[Rows from a dataset of pages and code]

====

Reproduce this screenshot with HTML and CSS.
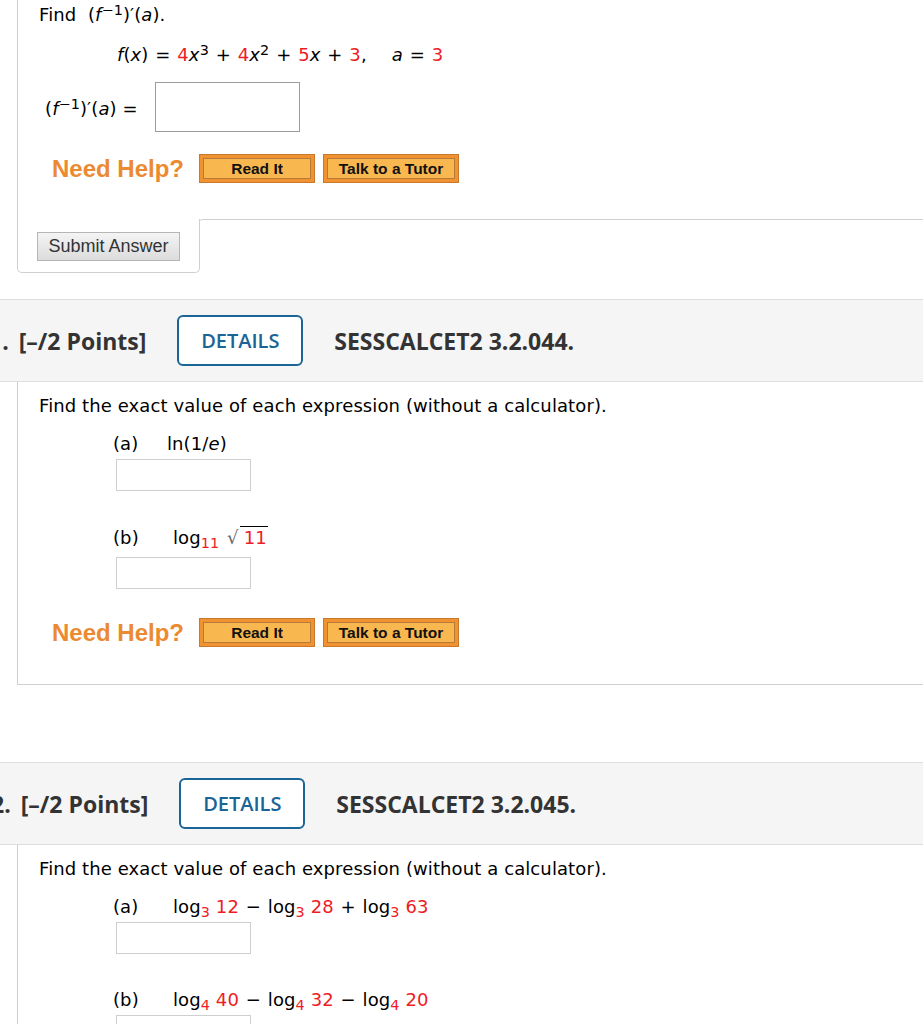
FILE: index.html
```html
<!DOCTYPE html>
<html>

<head>
	<meta charset="utf-8">
	<title>Assignment</title>
	<meta name="viewport" content="width=device-width, initial-scale=1.0">
	<link rel="stylesheet" href="styles.css">
</head>

<body>
	<!-- question 1 (scrolled partly out of view) -->
	<div class="q-body q-first">
		<p class="line">Find&nbsp; (<i>f</i><sup>&minus;1</sup>)&prime;(<i>a</i>).</p>
		<p class="line eq">
			<i>f</i>(<i>x</i>) <span class="op">=</span> <span class="num">4</span><i>x</i><sup>3</sup> <span class="op">+</span> <span class="num">4</span><i>x</i><sup>2</sup> <span class="op">+</span> <span class="num">5</span><i>x</i> <span class="op">+</span> <span class="num">3</span>,<span class="wide-gap"></span><i>a</i> <span class="op">=</span> <span class="num">3</span>
		</p>
		<div class="answer-row">
			<span>(<i>f</i><sup>&minus;1</sup>)&prime;(<i>a</i>) =</span>
			<input type="text" class="ans big">
		</div>
		<div class="help">
			<span class="help-label">Need Help?</span>
			<button class="help-btn read">Read It</button>
			<button class="help-btn tutor">Talk to a Tutor</button>
		</div>
	</div>
	<div class="submit-row">
		<div class="submit-tab"><button class="submit">Submit Answer</button></div>
		<div class="submit-rest"></div>
	</div>

	<!-- question 2 -->
	<div class="q-head">
		<span class="qnum">1.</span>
		<span class="points">[&ndash;/2 Points]</span>
		<button class="details">DETAILS</button>
		<span class="code">SESSCALCET2 3.2.044.</span>
	</div>
	<div class="q-body">
		<p class="line">Find the exact value of each expression (without a calculator).</p>
		<div class="part">
			<div class="line"><span class="plabel">(a)</span><span class="expr tight">ln(1/<i>e</i>)</span></div>
			<input type="text" class="ans">
		</div>
		<div class="part radical-part">
			<div class="line"><span class="plabel">(b)</span><span class="expr">log<sub class="num">11</sub> <span class="root">&radic;</span><span class="radicand num">11</span></span></div>
			<input type="text" class="ans">
		</div>
		<div class="help">
			<span class="help-label">Need Help?</span>
			<button class="help-btn read">Read It</button>
			<button class="help-btn tutor">Talk to a Tutor</button>
		</div>
	</div>

	<!-- question 3 -->
	<div class="q-head q-head-last">
		<span class="qnum">2.</span>
		<span class="points">[&ndash;/2 Points]</span>
		<button class="details">DETAILS</button>
		<span class="code">SESSCALCET2 3.2.045.</span>
	</div>
	<div class="q-body">
		<p class="line">Find the exact value of each expression (without a calculator).</p>
		<div class="part">
			<div class="line"><span class="plabel">(a)</span><span class="expr">log<sub class="num">3</sub> <span class="num">12</span> <span class="op">&minus;</span> log<sub class="num">3</sub> <span class="num">28</span> <span class="op">+</span> log<sub class="num">3</sub> <span class="num">63</span></span></div>
			<input type="text" class="ans">
		</div>
		<div class="part">
			<div class="line"><span class="plabel">(b)</span><span class="expr">log<sub class="num">4</sub> <span class="num">40</span> <span class="op">&minus;</span> log<sub class="num">4</sub> <span class="num">32</span> <span class="op">&minus;</span> log<sub class="num">4</sub> <span class="num">20</span></span></div>
			<input type="text" class="ans">
		</div>
	</div>
</body>

</html>
```

FILE: styles.css
```css
:root {
	--line: #cfcfcf;
	--red: #ee1c25;
	--orange: #eb8a31;
	--blue: #1b6496;
	--head-bg: #f5f5f5;
}

body {
	margin: 0;
	background: #fff;
	color: #000;
	font: 18px/20px 'DejaVu Sans', Verdana, sans-serif;
	letter-spacing: 0.1px;
	overflow-x: hidden;
}

p {
	margin: 0;
}

sup,
sub {
	font-size: 0.8em;
	line-height: 0;
}

sup {
	vertical-align: 0.45em;
}

sub {
	vertical-align: -0.3em;
}

.num {
	color: var(--red);
}

.op {
	margin: 0 1px;
}

.line {
	height: 20px;
}

/* question body */
.q-body {
	margin-left: 17px;
	border-left: 1px solid var(--line);
	border-bottom: 1px solid var(--line);
	padding: 14px 0 37px 21px;
}

.q-first {
	padding-top: 5px;
	padding-bottom: 36px;
	border-bottom: none;
}

.eq {
	margin: 20px 0 0 78px;
}

.wide-gap {
	display: inline-block;
	width: 25px;
}

.answer-row {
	display: flex;
	align-items: center;
	gap: 17px;
	margin: 17px 0 0 6px;
}

.answer-row span {
	padding-top: 3px;
}

input.ans {
	display: block;
	box-sizing: border-box;
	width: 135px;
	height: 32px;
	margin: 5px 0 0 3px;
	border: 1px solid #cfcfcf;
	background: #fff;
}

input.ans.big {
	width: 145px;
	height: 50px;
	margin: 0;
	border: 1px solid #9c9c9c;
}

/* sub-parts */
.part {
	margin: 18px 0 0 74px;
}

.part + .part {
	margin-top: 36px;
}

.part.radical-part {
	margin-top: 37px;
}

.radical-part input.ans {
	margin-top: 9px;
}

.plabel {
	display: inline-block;
	width: 60px;
}

.expr.tight {
	margin-left: -6px;
}

.root {
	margin-left: 2px;
	color: #666;
}

.radicand {
	border-top: 1px solid #000;
	padding: 0 1px 0 4px;
	margin-left: 1px;
}

/* need help */
.help {
	display: flex;
	align-items: center;
	margin: 22px 0 0 13px;
	letter-spacing: 0;
}

.q-body .part + .help {
	margin-top: 29px;
}

.help-label {
	color: var(--orange);
	font: bold 24px 'Liberation Sans', Arial, sans-serif;
	margin-right: 15px;
}

.help-btn {
	height: 29px;
	padding: 0;
	border: 1px solid #c9792e;
	background: #f9b84f;
	box-shadow: inset 0 0 0 3px #f0922f, inset 0 0 0 4px #b9793a;
	color: #111;
	font: bold 15.5px 'Liberation Sans', Arial, sans-serif;
	cursor: pointer;
}

.help-btn.read {
	width: 116px;
	margin-right: 8px;
}

.help-btn.tutor {
	width: 136px;
}

/* submit tab */
.submit-row {
	display: flex;
}

.submit-tab {
	margin-left: 17px;
	width: 162px;
	padding: 13px 0 11px 19px;
	border: 1px solid var(--line);
	border-top: none;
	border-radius: 0 0 5px 5px;
}

.submit-rest {
	flex: 1;
	border-top: 1px solid var(--line);
	border-top-left-radius: 4px;
	margin-left: -1px;
}

.submit {
	display: block;
	width: 143px;
	height: 29px;
	padding: 0;
	border: 1px solid #b5b5b5;
	background: linear-gradient(#f4f4f4, #dcdcdc);
	color: #333;
	font: 18px 'Liberation Sans', Arial, sans-serif;
	letter-spacing: 0;
}

/* question header */
.q-head {
	display: flex;
	align-items: center;
	margin-top: 26px;
	padding: 15px 0;
	background: var(--head-bg);
	border-top: 1px solid #dedede;
	border-bottom: 1px solid #dedede;
	color: #333;
	font: bold 23px 'Open Sans', sans-serif;
	letter-spacing: 0;
	white-space: nowrap;
}

.q-head-last {
	margin-top: 77px;
}

.qnum {
	margin-left: -11px;
	margin-right: 10px;
}

.q-head-last .qnum {
	margin-left: -9px;
}

.details {
	box-sizing: border-box;
	width: 126px;
	height: 51px;
	margin: 0 31px;
	border: 2px solid var(--blue);
	border-radius: 6px;
	background: #fff;
	color: var(--blue);
	font: 600 20px 'Open Sans', sans-serif;
	cursor: pointer;
}
```
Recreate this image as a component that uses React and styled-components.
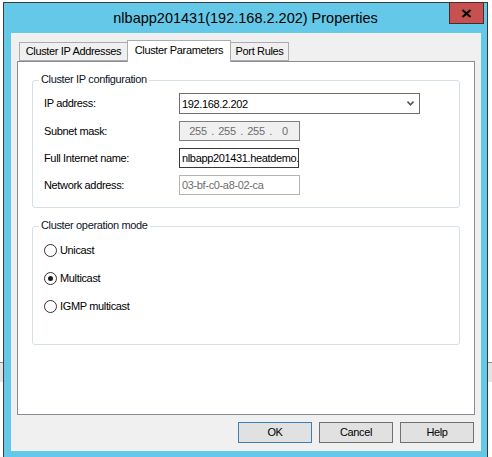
import React from 'react';
import styled, { createGlobalStyle } from 'styled-components';

const GlobalStyle = createGlobalStyle`
  html, body {
    margin: 0;
    padding: 0;
    overflow: hidden;
  }
  body {
    font-family: "Liberation Sans", Arial, sans-serif;
    background:
      linear-gradient(to bottom, transparent 362px, #8c8c8c 362px, #8c8c8c 363px, #e4e4e4 363px, #e4e4e4 382px, transparent 382px),
      #ffffff;
  }
`;

const Window = styled.div`
  box-sizing: border-box;
  width: 485px;
  margin: 2px 0 0 3px;
  border: 1px solid #3a3a3a;
  border-bottom: none;
  background: #64c9e9;
  padding: 0 6px 8px 7px;
`;

const TitleBar = styled.div`
  position: relative;
  height: 30px;
  margin: 0 -6px 0 -7px;
  display: flex;
  align-items: center;
  justify-content: center;
  font-size: 14.5px;
  color: #000;
`;

const CloseButton = styled.div`
  position: absolute;
  top: -1px;
  right: 3px;
  box-sizing: border-box;
  width: 35px;
  height: 22px;
  background: #c75050;
  border: 1px solid #4d2a2a;
  display: flex;
  align-items: center;
  justify-content: center;
`;

const Client = styled.div`
  box-sizing: border-box;
  height: 418px;
  background: #f0f0f0;
  padding: 7px 6px 8px 6px;
  font-size: 11px;
  letter-spacing: -0.35px;
  color: #000;
`;

const TabStrip = styled.div`
  display: flex;
  align-items: flex-end;
  height: 21px;
  padding-left: 2px;
`;

const Tab = styled.div`
  box-sizing: border-box;
  width: ${p => p.w}px;
  height: ${p => (p.active ? 22 : 19)}px;
  margin-left: ${p => (p.first ? 0 : -1)}px;
  margin-bottom: ${p => (p.active ? -1 : 0)}px;
  border: 1px solid #acacac;
  border-bottom: ${p => (p.active ? 'none' : '1px solid #acacac')};
  background: ${p => (p.active ? '#ffffff' : '#f0f0f0')};
  position: relative;
  z-index: ${p => (p.active ? 2 : 0)};
  text-align: center;
  line-height: 13px;
  padding-top: ${p => (p.active ? 3 : 2)}px;
  white-space: nowrap;
`;

const Panel = styled.div`
  position: relative;
  z-index: 1;
  box-sizing: border-box;
  height: 354px;
  background: #ffffff;
  border: 1px solid #898c95;
  padding: 18px 14px 0 14px;
`;

const GroupBox = styled.div`
  position: relative;
  border: 1px solid #d5dfe5;
  border-radius: 3px;
  padding: ${p => p.pad};
  margin-bottom: 18px;
`;

const Caption = styled.span`
  position: absolute;
  top: -8px;
  left: 6px;
  padding: 0 2px;
  background: #ffffff;
  line-height: 13px;
  color: #0c1426;
`;

const FieldGrid = styled.div`
  display: grid;
  grid-template-columns: 135px 1fr;
  row-gap: 7px;
  align-items: center;
`;

const Label = styled.div`
  line-height: 13px;
  white-space: nowrap;
`;

const Field = styled.div`
  box-sizing: border-box;
  width: ${p => p.w || 121}px;
  height: ${p => p.h || 20}px;
  border: 1px solid ${p => p.border};
  background: ${p => p.bg || '#ffffff'};
  color: ${p => p.color || '#000'};
  padding-left: 2px;
  display: flex;
  align-items: center;
  overflow: hidden;
  white-space: nowrap;
`;

const ComboText = styled.span`
  flex: 1;
`;

const Chevron = styled.svg`
  margin-right: 5px;
`;

const IpCell = styled.span`
  width: 20px;
  text-align: center;
`;

const IpDot = styled.span`
  width: 9px;
  text-align: center;
`;

const RadioList = styled.div`
  display: flex;
  flex-direction: column;
  gap: 15px;
`;

const RadioRow = styled.div`
  display: flex;
  align-items: center;
  gap: 3px;
  height: 13px;
  line-height: 13px;
`;

const RadioCircle = styled.span`
  box-sizing: border-box;
  width: 13px;
  height: 13px;
  border-radius: 50%;
  border: 1px solid #333333;
  background: #ffffff;
  display: flex;
  align-items: center;
  justify-content: center;
  &::after {
    content: '';
    width: 5px;
    height: 5px;
    border-radius: 50%;
    background: ${p => (p.checked ? '#1a1a1a' : 'transparent')};
  }
`;

const ButtonRow = styled.div`
  display: flex;
  justify-content: flex-end;
  gap: 7px;
  margin-top: 7px;
  padding-right: 1px;
`;

const Button = styled.div`
  box-sizing: border-box;
  width: 74px;
  height: 21px;
  border: 1px solid ${p => (p.primary ? '#3c7fb1' : '#707070')};
  background: #e1e1e1;
  display: flex;
  align-items: center;
  justify-content: center;
  line-height: 13px;
`;

const ipParts = ['255', '255', '255', '0'];

export default function App() {
  return (
    <>
      <GlobalStyle />
      <Window>
        <TitleBar>
          nlbapp201431(192.168.2.202) Properties
          <CloseButton>
            <svg width="11" height="9" viewBox="0 0 11 9">
              <path d="M1.5 1 L9.5 8 M9.5 1 L1.5 8" stroke="#000" strokeWidth="2.2" />
            </svg>
          </CloseButton>
        </TitleBar>
        <Client>
          <TabStrip>
            <Tab first w={109}>Cluster IP Addresses</Tab>
            <Tab active w={104}>Cluster Parameters</Tab>
            <Tab w={59}>Port Rules</Tab>
          </TabStrip>
          <Panel>
            <GroupBox pad="12px 11px 12px 11px">
              <Caption>Cluster IP configuration</Caption>
              <FieldGrid>
                <Label>IP address:</Label>
                <Field w={241} h={21} border="#6e6e6e">
                  <ComboText>192.168.2.202</ComboText>
                  <Chevron width="7" height="5" viewBox="0 0 7 5">
                    <path d="M0.5 0.5 L3.5 3.8 L6.5 0.5" fill="none" stroke="#555" strokeWidth="1.6" />
                  </Chevron>
                </Field>
                <Label>Subnet mask:</Label>
                <Field border="#7f7f7f" bg="#f0f0f0" color="#6d6d6d">
                  <span style={{ width: 6 }} />
                  {ipParts.map((p, i) => (
                    <React.Fragment key={i}>
                      <IpCell>{p}</IpCell>
                      {i < 3 && <IpDot>.</IpDot>}
                    </React.Fragment>
                  ))}
                </Field>
                <Label>Full Internet name:</Label>
                <Field w={120} border="#3a3a3a">nlbapp201431.heatdemo.local</Field>
                <Label>Network address:</Label>
                <Field border="#b4b4b4" color="#6d6d6d">03-bf-c0-a8-02-ca</Field>
              </FieldGrid>
            </GroupBox>
            <GroupBox pad="17px 11px 31px 11px">
              <Caption>Cluster operation mode</Caption>
              <RadioList>
                <RadioRow><RadioCircle />Unicast</RadioRow>
                <RadioRow><RadioCircle checked />Multicast</RadioRow>
                <RadioRow><RadioCircle />IGMP multicast</RadioRow>
              </RadioList>
            </GroupBox>
          </Panel>
          <ButtonRow>
            <Button primary>OK</Button>
            <Button>Cancel</Button>
            <Button>Help</Button>
          </ButtonRow>
        </Client>
      </Window>
    </>
  );
}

====

- **What this task involves**: Scan the listing above for the word "components" and show each line where it is found.

- **Written solution**:
Recreate this image as a component that uses React and styled-components.
import styled, { createGlobalStyle } from 'styled-components';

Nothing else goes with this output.